EXHIBIT 3.3
Amendments to the Bylaws of Golden Matrix Group, Inc.
Effective April 5, 2024, Article IV, Section 15 of the Bylaws of Golden Matrix Group, Inc. (the “Company” and the “Bylaws”), is amended and restated in its entirety to read as follows:
“Section 15. Number and Qualification. The authorized number of directors of the corporation shall be five (5); provided that no decrease in the number of directors shall shorten the term of any incumbent directors. Directors need not be stockholders unless so required by the Articles of Incorporation. If for any cause, the directors shall not have been elected at an annual meeting, they may be elected as soon thereafter as convenient at a special meeting of the stockholders called for that purpose in the manner provided in these Bylaws.”
Effective April 5, 2024, Article XIII, Section 45 of the Bylaws is amended and restated in its entirety to read as follows:
“Section 45. Amendments.
(a) By the Stockholders. These Bylaws may be adopted, amended, or repealed by the vote or written consent of holders of a majority of the outstanding shares entitled to vote.
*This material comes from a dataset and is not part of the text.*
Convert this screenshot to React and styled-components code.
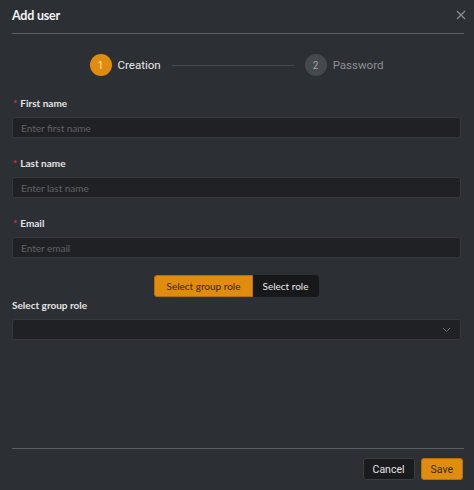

(b) By the Board of Directors. Subject to the right of shareholders to adopt, amend, or repeal these Bylaws, these Bylaws may be adopted, amended, or repealed by the Board of Directors. A Bylaw adopted by the shareholders may restrict or eliminate the power of the Board of Directors to adopt, amend, or repeal these Bylaws. In no event shall any amendment or modification of these Bylaws adopted by the stockholders pursuant to Section 45(a) hereof be amended by the Board of Directors, without approval of the stockholders pursuant to Section 45(a) hereof.”